1. Chop. Leave smaller vegetables, like green beans and peas, whole. The rest of your produce you'll want to cut into smaller pieces. Greens, cabbage, and spinach do best with shredding, or separated into individual leaves. Slice, dice, or cube other vegetables, depending on your style—or perhaps, knife skills. For herbs, strip the leaves from their stems and gently pat them dry before chopping or keeping leaves whole. The only exception is parsley, which can stay on the stem. Since you won't be blanching herbs, skip to step 4 for those.
2. Blanch. Most veggies need to be blanched anywhere from 90 seconds (pea pods) to 7 minutes (whole onions). Refer back to the chart or your notes. Then, in a big covered pot, bring at least one gallon of water to a full boil for every pound of produce you're blanching. Place your chosen vegetable in the strainer or mesh basket, submerge it into the boiling water, cover the pot, and—this part is important—start your timer.
3. Cool. When your timer sounds, immediately transfer the strainer or mesh basket from the boiling water to a big bowl of ice water. The point is to stop the cooking process, so regular cold water won't do here. Submerge your produce in the ice bath for the same amount of time you blanched it, then drain any excess water and spread them onto kitchen towels or a cookie sheet to dry (excess moisture can reduce their quality when frozen). Top up the bowl with fresh ice water again, and for every new batch of blanched veggies.
4. Pack. Place your cooled, fully dry veggies into the freezer bags or airtight containers, keeping portions small so it's easier to defrost them later. Leave some head space for the contents to expand as they freeze: About ½ inch is all you need for containers, and 3 inches is good for bags. Gently squeeze any excess air out of freezer bags before sealing them tightly, and "burp" air from your containers by lifting one corner and pressing down on the lid before shutting it tight. (It's oddly satisfying, we know.)

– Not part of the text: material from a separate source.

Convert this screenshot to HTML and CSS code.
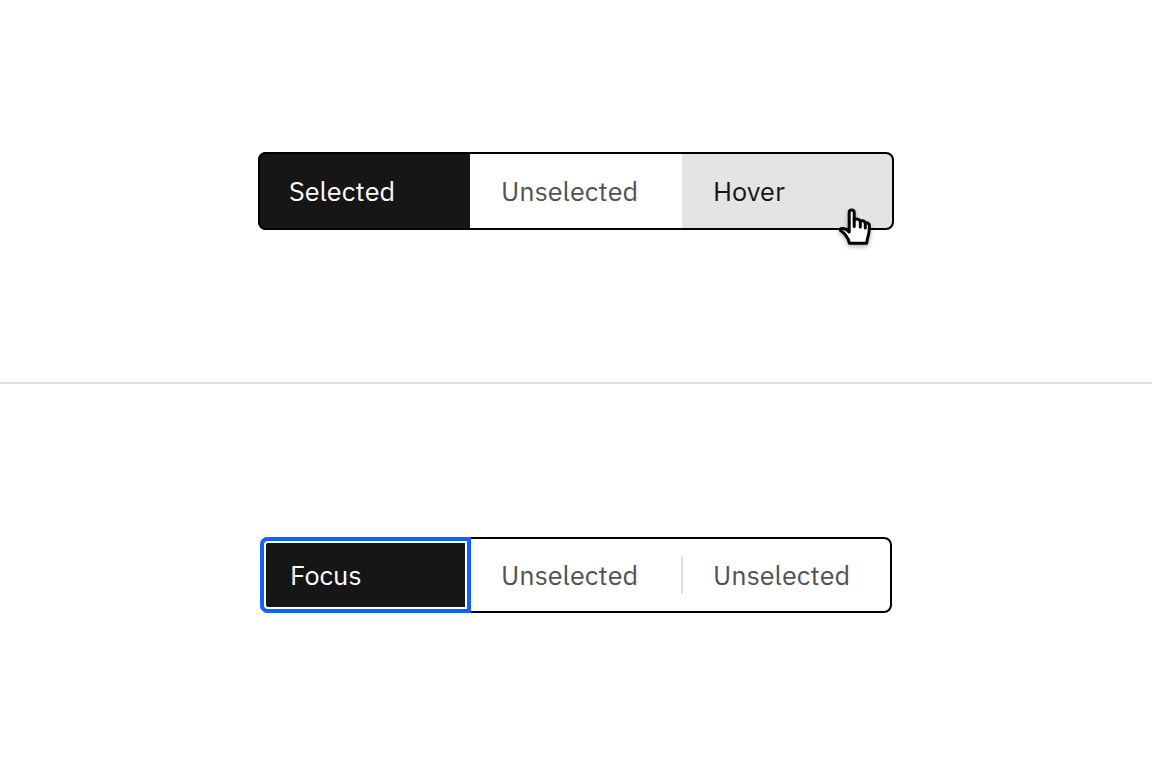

Herbs can be frozen in a number of ways. You can place whole leaves in freezer wrap and seal them in freezer bags, or spread them out on a paper towel-lined cookie sheet, freeze, and bag later. If you're a top chef (or on your way), freezing chopped herbs in ice cube trays might be a good method for you. They become like little flavor bombs you can add to soups, stews, sauces, and more. To do this, press about 1 tablespoon of herbs into each cavity, add water or olive oil to the top of the tray, and freeze. Once the cubes are fully frozen, pop them out of the tray and seal them in a freezer bag for long-term storage.

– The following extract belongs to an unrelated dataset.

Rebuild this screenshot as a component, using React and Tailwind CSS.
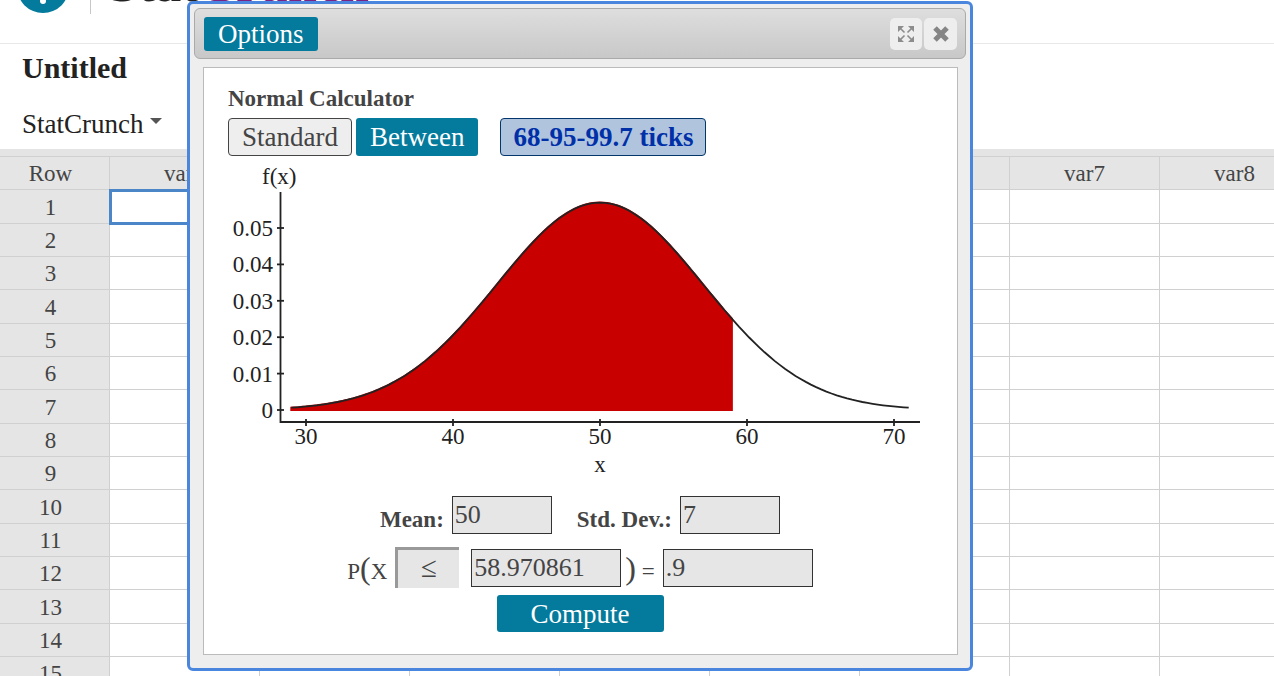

5. Label and store. Use a permanent marker—and legible penmanship—to write the contents, quantity, and date directly onto each bag or container. Or, make labels with freezer tape so you can use the containers again next season. Place your bags or containers into the freezer, spreading them out for the first 24 hours to help speed freezing. After that you can stack them to save space.
Frozen veggies and herbs will taste great for several months, but should be eaten within the year. We're sure you won't have a problem with that, though, since their flavor will far surpass anything you'd buy off-season in a supermarket. Just open your freezer and choose exactly what you need for your favorite recipe!